[Problem to work on] The records underneath are to be repeated exactly, with the pictures left out.

[Information provided]
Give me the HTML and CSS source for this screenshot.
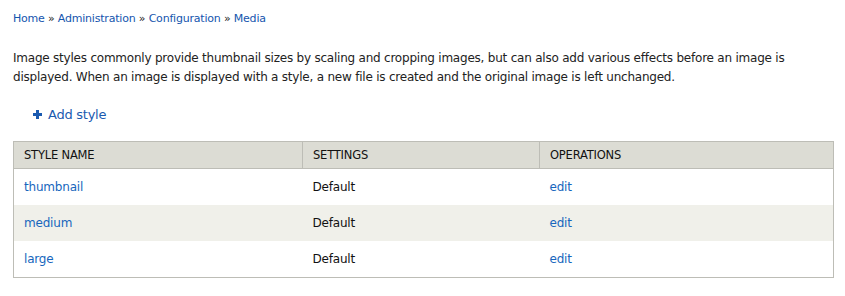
FILE: index.html
```html
<!DOCTYPE html>
<html>
<head>
<meta charset="utf-8">
<link rel="stylesheet" href="styles.css">
</head>
<body>
<div class="page">
  <nav class="breadcrumb">
    <a href="#">Home</a> » <a href="#">Administration</a> » <a href="#">Configuration</a> » <a href="#">Media</a>
  </nav>
  <p class="help">Image styles commonly provide thumbnail sizes by scaling and cropping images, but can also add various effects before an image is displayed. When an image is displayed with a style, a new file is created and the original image is left unchanged.</p>
  <ul class="action-links">
    <li><a href="#" class="action"><svg class="plus" width="9" height="9" viewBox="0 0 9 9"><path d="M3 0h3v3h3v3h-3v3h-3v-3h-3v-3h3z" fill="#1a5ab0"/></svg><span>Add style</span></a></li>
  </ul>
  <table class="styles">
    <thead>
      <tr><th class="c1">STYLE NAME</th><th class="c2">SETTINGS</th><th class="c3">OPERATIONS</th></tr>
    </thead>
    <tbody>
      <tr class="odd"><td><a href="#">thumbnail</a></td><td>Default</td><td><a href="#">edit</a></td></tr>
      <tr class="even"><td><a href="#">medium</a></td><td>Default</td><td><a href="#">edit</a></td></tr>
      <tr class="odd"><td><a href="#">large</a></td><td>Default</td><td><a href="#">edit</a></td></tr>
    </tbody>
  </table>
</div>
</body>
</html>
```
FILE: styles.css
```css
html, body { margin: 0; padding: 0; background: #fff; }
body {
  font-family: "DejaVu Sans", sans-serif;
  color: #222;
}
a { color: #1766bd; text-decoration: none; }
.page { padding: 12px 11px 0 13px; }
.breadcrumb {
  font-size: 11px;
  letter-spacing: -0.2px;
  line-height: 14px;
  color: #222;
}
.breadcrumb a { color: #1555ae; }
.help {
  margin: 23px 0 0;
  font-size: 12px;
  letter-spacing: -0.22px;
  line-height: 18.5px;
}
.action-links {
  list-style: none;
  margin: 18px 0 0;
  padding: 0 0 0 20px;
}
.action {
  display: inline-flex;
  align-items: center;
  gap: 6px;
  color: #1a5ab0;
  font-size: 13px;
  letter-spacing: -0.25px;
  line-height: 18px;
}
.plus { display: block; }
.styles {
  margin-top: 17px;
  width: 821px;
  border-collapse: collapse;
  border: 1px solid #bdbdb6;
  font-size: 12px;
  letter-spacing: -0.2px;
}
.styles th {
  background: #dcdcd4;
  border: 1px solid #bdbdb6;
  text-align: left;
  font-weight: normal;
  font-size: 11.5px;
  height: 26px;
  padding: 0 10px;
  color: #111;
}
.c1 { width: 268px; }
.c2 { width: 216px; }
.styles td {
  height: 36px;
  padding: 0 10px;
  color: #111;
}
.styles tr.even td { background: #f0f0ea; }
```
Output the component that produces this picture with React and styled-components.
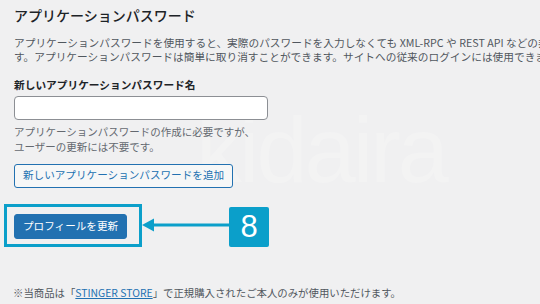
import React from 'react';
import styled, { createGlobalStyle } from 'styled-components';

const GlobalStyle = createGlobalStyle`
	html, body {
		margin: 0;
		padding: 0;
		background: #f0f0f1;
	}
	body {
		font-family: "Noto Sans CJK JP", "Noto Sans", sans-serif;
		color: #3c434a;
	}
`;

const accent = '#0b9fca';
const wpBlue = '#2271b1';

const Page = styled.div`
	position: relative;
	width: 540px;
	height: 304px;
	overflow: hidden;
	box-sizing: border-box;
	padding: 5px 0 0 14px;
`;

const Content = styled.div`
	position: relative;
	z-index: 1;
`;

// faint site watermark sitting behind the form
const Watermark = styled.div`
	position: absolute;
	z-index: 0;
	left: 196px;
	top: 104px;
	font-family: "Liberation Sans", Arial, sans-serif;
	font-size: 92px;
	letter-spacing: -3px;
	color: rgba(255, 255, 255, 0.2);
	pointer-events: none;
	line-height: 1;
`;

const Title = styled.h2`
	margin: 0;
	font-size: 14px;
	font-weight: 500;
	line-height: 20px;
	color: #1d2327;
`;

const Intro = styled.p`
	margin: 11px 0 0;
	font-size: 10.7px;
	line-height: 14px;
	white-space: nowrap;
	color: #50575e;
`;

const Label = styled.label`
	display: block;
	margin-top: 13px;
	font-size: 10.7px;
	font-weight: 700;
	line-height: 16px;
	color: #1d2327;
`;

const TextInput = styled.input`
	display: block;
	margin-top: 3px;
	width: 254px;
	height: 24px;
	box-sizing: border-box;
	border: 1px solid #8c8f94;
	border-radius: 4px;
	background: #fff;
`;

const Description = styled.p`
	margin: 4px 0 0;
	font-size: 10.5px;
	line-height: 15px;
	color: #646970;
`;

const Button = styled.button`
	display: block;
	box-sizing: border-box;
	height: ${p => (p.$primary ? '25px' : '24px')};
	padding: 0 8px;
	border-radius: 3px;
	font-family: inherit;
	font-size: 10.6px;
	line-height: 1;
	white-space: nowrap;
	cursor: pointer;
	border: 1px solid ${wpBlue};
	background: ${p => (p.$primary ? wpBlue : '#f6f7f7')};
	color: ${p => (p.$primary ? '#fff' : wpBlue)};
`;

const AddButton = styled(Button)`
	margin-top: 9.5px;
`;

const Callout = styled.div`
	display: flex;
	align-items: center;
	margin: 16px 0 0 -10px;
`;

const Highlight = styled.div`
	box-sizing: border-box;
	width: 138px;
	height: 43px;
	padding: 7px 0 0 7px;
	border: 3px solid ${accent};
`;

const Arrow = styled.svg`
	display: block;
	flex: none;
`;

const Badge = styled.div`
	display: flex;
	align-items: center;
	justify-content: center;
	width: 40px;
	height: 40px;
	margin-top: 3px;
	border-radius: 2px;
	background: ${accent};
	color: #fff;
	font-family: "Liberation Sans", Arial, sans-serif;
	font-size: 31px;
`;

const Footer = styled.p`
	margin: 39px 0 0 -1px;
	font-size: 10.4px;
	line-height: 14px;
	white-space: nowrap;
	color: #50575e;
`;

const Link = styled.a`
	color: ${wpBlue};
	text-decoration: underline;
`;

export default function App() {
	return (
		<>
			<GlobalStyle />
			<Page>
				<Watermark aria-hidden="true">kidaira</Watermark>
				<Content>
					<Title>アプリケーションパスワード</Title>
					<Intro>
						アプリケーションパスワードを使用すると、実際のパスワードを入力しなくても XML-RPC や REST API などの非対話型システムを使って認証できるようになりま<br />
						す。アプリケーションパスワードは簡単に取り消すことができます。サイトへの従来のログインには使用できません。
					</Intro>
					<Label htmlFor="new-app-pass">新しいアプリケーションパスワード名</Label>
					<TextInput id="new-app-pass" type="text" />
					<Description>
						アプリケーションパスワードの作成に必要ですが、<br />
						ユーザーの更新には不要です。
					</Description>
					<AddButton>新しいアプリケーションパスワードを追加</AddButton>
					<Callout>
						<Highlight>
							<Button $primary>プロフィールを更新</Button>
						</Highlight>
						<Arrow width="87" height="14" viewBox="0 0 87 14">
							<polygon points="0,7 12,0.5 12,13.5" fill={accent} />
							<rect x="11" y="5.5" width="76" height="3" fill={accent} />
						</Arrow>
						<Badge>8</Badge>
					</Callout>
					<Footer>
						※当商品は「<Link href="#">STINGER STORE</Link>」で正規購入されたご本人のみが使用いただけます。
					</Footer>
				</Content>
			</Page>
		</>
	);
}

[Right answer]
Give me the HTML and CSS source for this screenshot.
FILE: index.html
```html
<!DOCTYPE html>
<html>
<head>
<meta charset="utf-8">
<link rel="stylesheet" href="styles.css">
</head>
<body>
<div class="page">
  <nav class="breadcrumb">
    <a href="#">Home</a> » <a href="#">Administration</a> » <a href="#">Configuration</a> » <a href="#">Media</a>
  </nav>
  <p class="help">Image styles commonly provide thumbnail sizes by scaling and cropping images, but can also add various effects before an image is displayed. When an image is displayed with a style, a new file is created and the original image is left unchanged.</p>
  <ul class="action-links">
    <li><a href="#" class="action"><svg class="plus" width="9" height="9" viewBox="0 0 9 9"><path d="M3 0h3v3h3v3h-3v3h-3v-3h-3v-3h3z" fill="#1a5ab0"/></svg><span>Add style</span></a></li>
  </ul>
  <table class="styles">
    <thead>
      <tr><th class="c1">STYLE NAME</th><th class="c2">SETTINGS</th><th class="c3">OPERATIONS</th></tr>
    </thead>
    <tbody>
      <tr class="odd"><td><a href="#">thumbnail</a></td><td>Default</td><td><a href="#">edit</a></td></tr>
      <tr class="even"><td><a href="#">medium</a></td><td>Default</td><td><a href="#">edit</a></td></tr>
      <tr class="odd"><td><a href="#">large</a></td><td>Default</td><td><a href="#">edit</a></td></tr>
    </tbody>
  </table>
</div>
</body>
</html>
```
FILE: styles.css
```css
html, body { margin: 0; padding: 0; background: #fff; }
body {
  font-family: "DejaVu Sans", sans-serif;
  color: #222;
}
a { color: #1766bd; text-decoration: none; }
.page { padding: 12px 11px 0 13px; }
.breadcrumb {
  font-size: 11px;
  letter-spacing: -0.2px;
  line-height: 14px;
  color: #222;
}
.breadcrumb a { color: #1555ae; }
.help {
  margin: 23px 0 0;
  font-size: 12px;
  letter-spacing: -0.22px;
  line-height: 18.5px;
}
.action-links {
  list-style: none;
  margin: 18px 0 0;
  padding: 0 0 0 20px;
}
.action {
  display: inline-flex;
  align-items: center;
  gap: 6px;
  color: #1a5ab0;
  font-size: 13px;
  letter-spacing: -0.25px;
  line-height: 18px;
}
.plus { display: block; }
.styles {
  margin-top: 17px;
  width: 821px;
  border-collapse: collapse;
  border: 1px solid #bdbdb6;
  font-size: 12px;
  letter-spacing: -0.2px;
}
.styles th {
  background: #dcdcd4;
  border: 1px solid #bdbdb6;
  text-align: left;
  font-weight: normal;
  font-size: 11.5px;
  height: 26px;
  padding: 0 10px;
  color: #111;
}
.c1 { width: 268px; }
.c2 { width: 216px; }
.styles td {
  height: 36px;
  padding: 0 10px;
  color: #111;
}
.styles tr.even td { background: #f0f0ea; }
```
Output the component that produces this picture with React and styled-components.
import React from 'react';
import styled, { createGlobalStyle } from 'styled-components';

const GlobalStyle = createGlobalStyle`
	html, body {
		margin: 0;
		padding: 0;
		background: #f0f0f1;
	}
	body {
		font-family: "Noto Sans CJK JP", "Noto Sans", sans-serif;
		color: #3c434a;
	}
`;

const accent = '#0b9fca';
const wpBlue = '#2271b1';

const Page = styled.div`
	position: relative;
	width: 540px;
	height: 304px;
	overflow: hidden;
	box-sizing: border-box;
	padding: 5px 0 0 14px;
`;

const Content = styled.div`
	position: relative;
	z-index: 1;
`;

// faint site watermark sitting behind the form
const Watermark = styled.div`
	position: absolute;
	z-index: 0;
	left: 196px;
	top: 104px;
	font-family: "Liberation Sans", Arial, sans-serif;
	font-size: 92px;
	letter-spacing: -3px;
	color: rgba(255, 255, 255, 0.2);
	pointer-events: none;
	line-height: 1;
`;

const Title = styled.h2`
	margin: 0;
	font-size: 14px;
	font-weight: 500;
	line-height: 20px;
	color: #1d2327;
`;

const Intro = styled.p`
	margin: 11px 0 0;
	font-size: 10.7px;
	line-height: 14px;
	white-space: nowrap;
	color: #50575e;
`;

const Label = styled.label`
	display: block;
	margin-top: 13px;
	font-size: 10.7px;
	font-weight: 700;
	line-height: 16px;
	color: #1d2327;
`;

const TextInput = styled.input`
	display: block;
	margin-top: 3px;
	width: 254px;
	height: 24px;
	box-sizing: border-box;
	border: 1px solid #8c8f94;
	border-radius: 4px;
	background: #fff;
`;

const Description = styled.p`
	margin: 4px 0 0;
	font-size: 10.5px;
	line-height: 15px;
	color: #646970;
`;

const Button = styled.button`
	display: block;
	box-sizing: border-box;
	height: ${p => (p.$primary ? '25px' : '24px')};
	padding: 0 8px;
	border-radius: 3px;
	font-family: inherit;
	font-size: 10.6px;
	line-height: 1;
	white-space: nowrap;
	cursor: pointer;
	border: 1px solid ${wpBlue};
	background: ${p => (p.$primary ? wpBlue : '#f6f7f7')};
	color: ${p => (p.$primary ? '#fff' : wpBlue)};
`;

const AddButton = styled(Button)`
	margin-top: 9.5px;
`;

const Callout = styled.div`
	display: flex;
	align-items: center;
	margin: 16px 0 0 -10px;
`;

const Highlight = styled.div`
	box-sizing: border-box;
	width: 138px;
	height: 43px;
	padding: 7px 0 0 7px;
	border: 3px solid ${accent};
`;

const Arrow = styled.svg`
	display: block;
	flex: none;
`;

const Badge = styled.div`
	display: flex;
	align-items: center;
	justify-content: center;
	width: 40px;
	height: 40px;
	margin-top: 3px;
	border-radius: 2px;
	background: ${accent};
	color: #fff;
	font-family: "Liberation Sans", Arial, sans-serif;
	font-size: 31px;
`;

const Footer = styled.p`
	margin: 39px 0 0 -1px;
	font-size: 10.4px;
	line-height: 14px;
	white-space: nowrap;
	color: #50575e;
`;

const Link = styled.a`
	color: ${wpBlue};
	text-decoration: underline;
`;

export default function App() {
	return (
		<>
			<GlobalStyle />
			<Page>
				<Watermark aria-hidden="true">kidaira</Watermark>
				<Content>
					<Title>アプリケーションパスワード</Title>
					<Intro>
						アプリケーションパスワードを使用すると、実際のパスワードを入力しなくても XML-RPC や REST API などの非対話型システムを使って認証できるようになりま<br />
						す。アプリケーションパスワードは簡単に取り消すことができます。サイトへの従来のログインには使用できません。
					</Intro>
					<Label htmlFor="new-app-pass">新しいアプリケーションパスワード名</Label>
					<TextInput id="new-app-pass" type="text" />
					<Description>
						アプリケーションパスワードの作成に必要ですが、<br />
						ユーザーの更新には不要です。
					</Description>
					<AddButton>新しいアプリケーションパスワードを追加</AddButton>
					<Callout>
						<Highlight>
							<Button $primary>プロフィールを更新</Button>
						</Highlight>
						<Arrow width="87" height="14" viewBox="0 0 87 14">
							<polygon points="0,7 12,0.5 12,13.5" fill={accent} />
							<rect x="11" y="5.5" width="76" height="3" fill={accent} />
						</Arrow>
						<Badge>8</Badge>
					</Callout>
					<Footer>
						※当商品は「<Link href="#">STINGER STORE</Link>」で正規購入されたご本人のみが使用いただけます。
					</Footer>
				</Content>
			</Page>
		</>
	);
}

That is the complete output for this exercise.